Under threat from excess sediment and nutrient pollution, the watershed is the focus of a broad reaching conservation project with funding from the Great Lakes Restoration Initiative and partners. It is aimed to reduce the impact of sediment and pollution, and strengthen the health of the entire watershed. This project also has benefits beyond Rifle River - Saginaw Bay links the fast flowing mainstream and far reaching tributaries of the Rifle River to Lake Huron and work completed as part of this project is also contributing to the protection of the vast resources of the Great Lakes."

Follow the link to learn more

http://www.huronpines.org/projectinfo.asp?pjt=pv&pid=34


----------



## knockoff64 (Oct 14, 2001)

TroutSniffa said:


> we have hit the rifle river rec area a few times but thats usually in spring.. or we do a mid winter camp there and ice fish but not for trout..
> 
> most of the trout i have caught there have been pretty small.. is that typical for the whole rifle or maybe just that little portion in the park?
> 
> ...


Lots of great water to explore in that area!

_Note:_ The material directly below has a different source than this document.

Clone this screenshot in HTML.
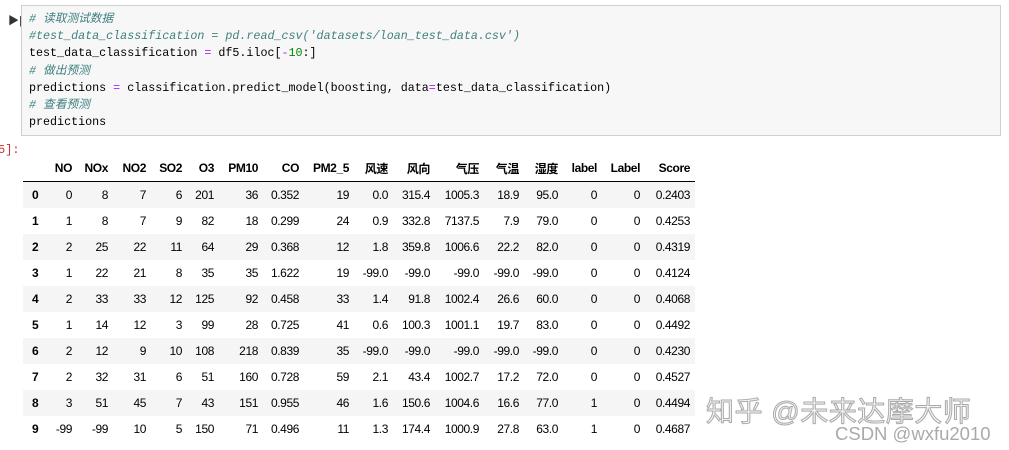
<!DOCTYPE html>
<html><head><meta charset="utf-8"><style>
body{margin:0;width:1009px;height:450px;background:#fff;position:relative;overflow:hidden;font-family:"Liberation Sans","Noto Sans CJK SC",sans-serif}
.code{position:absolute;left:21px;top:5px;width:980px;height:131px;background:#f7f7f7;border:1px solid #cfcfcf;box-sizing:border-box}
.code pre{margin:0;position:absolute;left:7px;top:5px;font-family:"Liberation Mono","Noto Sans CJK SC",monospace;font-size:11.7px;line-height:17.2px;color:#000}
.c{color:#408080;font-style:italic}
.o{color:#aa22ff}.n{color:#080}
.run{position:absolute;left:8px;top:12px;font-size:11px;color:#333}
.prompt{position:absolute;left:-2px;top:143px;font-family:"Liberation Mono",monospace;font-size:12px;color:#c33}
table{position:absolute;left:23px;top:155px;border-collapse:collapse;font-size:12px;color:#000;letter-spacing:-0.4px}
td,th{padding:0 5px 0 0;text-align:right;height:26px;white-space:nowrap}
th{font-weight:bold;height:26px}
thead tr{border-bottom:1px solid #000}
tbody tr:nth-child(odd){background:#f5f5f5}
tbody th{text-align:left;padding-left:9px}
.wm{position:absolute;left:706px;top:390px;font-size:28px;color:#f4f4f4;-webkit-text-stroke:1px #aaa;letter-spacing:0.5px}
.cs{position:absolute;left:835px;top:423px;font-size:18.5px;color:#aaa}
</style></head><body>
<div class="run">▶|</div>
<div class="code"><pre><span class="c"># 读取测试数据</span>
<span class="c">#test_data_classification = pd.read_csv('datasets/loan_test_data.csv')</span>
test_data_classification <span class="o">=</span> df5.iloc[<span class="o">-</span><span class="n">10</span>:]
<span class="c"># 做出预测</span>
predictions <span class="o">=</span> classification.predict_model(boosting, data<span class="o">=</span>test_data_classification)
<span class="c"># 查看预测</span>
predictions</pre></div>
<div class="prompt">5]:</div>
<table>
<colgroup><col style="width:29px"><col style="width:25px"><col style="width:36px"><col style="width:38px"><col style="width:36px"><col style="width:32px"><col style="width:44px"><col style="width:41px"><col style="width:50px"><col style="width:39px"><col style="width:42px"><col style="width:49px"><col style="width:40px"><col style="width:39px"><col style="width:39px"><col style="width:43px"><col style="width:50px"></colgroup>
<thead><tr><th></th><th>NO</th><th>NOx</th><th>NO2</th><th>SO2</th><th>O3</th><th>PM10</th><th>CO</th><th>PM2_5</th><th>风速</th><th>风向</th><th>气压</th><th>气温</th><th>湿度</th><th>label</th><th>Label</th><th>Score</th></tr></thead>
<tbody>
<tr><th>0</th><td>0</td><td>8</td><td>7</td><td>6</td><td>201</td><td>36</td><td>0.352</td><td>19</td><td>0.0</td><td>315.4</td><td>1005.3</td><td>18.9</td><td>95.0</td><td>0</td><td>0</td><td>0.2403</td></tr>
<tr><th>1</th><td>1</td><td>8</td><td>7</td><td>9</td><td>82</td><td>18</td><td>0.299</td><td>24</td><td>0.9</td><td>332.8</td><td>7137.5</td><td>7.9</td><td>79.0</td><td>0</td><td>0</td><td>0.4253</td></tr>
<tr><th>2</th><td>2</td><td>25</td><td>22</td><td>11</td><td>64</td><td>29</td><td>0.368</td><td>12</td><td>1.8</td><td>359.8</td><td>1006.6</td><td>22.2</td><td>82.0</td><td>0</td><td>0</td><td>0.4319</td></tr>
<tr><th>3</th><td>1</td><td>22</td><td>21</td><td>8</td><td>35</td><td>35</td><td>1.622</td><td>19</td><td>-99.0</td><td>-99.0</td><td>-99.0</td><td>-99.0</td><td>-99.0</td><td>0</td><td>0</td><td>0.4124</td></tr>
<tr><th>4</th><td>2</td><td>33</td><td>33</td><td>12</td><td>125</td><td>92</td><td>0.458</td><td>33</td><td>1.4</td><td>91.8</td><td>1002.4</td><td>26.6</td><td>60.0</td><td>0</td><td>0</td><td>0.4068</td></tr>
<tr><th>5</th><td>1</td><td>14</td><td>12</td><td>3</td><td>99</td><td>28</td><td>0.725</td><td>41</td><td>0.6</td><td>100.3</td><td>1001.1</td><td>19.7</td><td>83.0</td><td>0</td><td>0</td><td>0.4492</td></tr>
<tr><th>6</th><td>2</td><td>12</td><td>9</td><td>10</td><td>108</td><td>218</td><td>0.839</td><td>35</td><td>-99.0</td><td>-99.0</td><td>-99.0</td><td>-99.0</td><td>-99.0</td><td>0</td><td>0</td><td>0.4230</td></tr>
<tr><th>7</th><td>2</td><td>32</td><td>31</td><td>6</td><td>51</td><td>160</td><td>0.728</td><td>59</td><td>2.1</td><td>43.4</td><td>1002.7</td><td>17.2</td><td>72.0</td><td>0</td><td>0</td><td>0.4527</td></tr>
<tr><th>8</th><td>3</td><td>51</td><td>45</td><td>7</td><td>43</td><td>151</td><td>0.955</td><td>46</td><td>1.6</td><td>150.6</td><td>1004.6</td><td>16.6</td><td>77.0</td><td>1</td><td>0</td><td>0.4494</td></tr>
<tr><th>9</th><td>-99</td><td>-99</td><td>10</td><td>5</td><td>150</td><td>71</td><td>0.496</td><td>11</td><td>1.3</td><td>174.4</td><td>1000.9</td><td>27.8</td><td>63.0</td><td>1</td><td>0</td><td>0.4687</td></tr>
</tbody></table>
<div class="wm">知乎 @未来达摩大师</div>
<div class="cs">CSDN @wxfu2010</div>
</body></html>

The Rifle is a little bigger below the park. Several tribs come in just downstream. The farther south you go the warmer it gets. This time of year explore the tribs and upper sections. Early and late. Canoes can be a problem on the main branch. Access can be tricky on the tribs as most are not navigable and landowners may not be cooperative. 

Pay attention to gravel areas. I have caught my biggest Browns behind spawning Salmon in the upper system.

There are plenty of quality Trout in the Rifle sytem year round. They are well fed and not easy to catch.

I'm heading up to a trib in the morning!


----------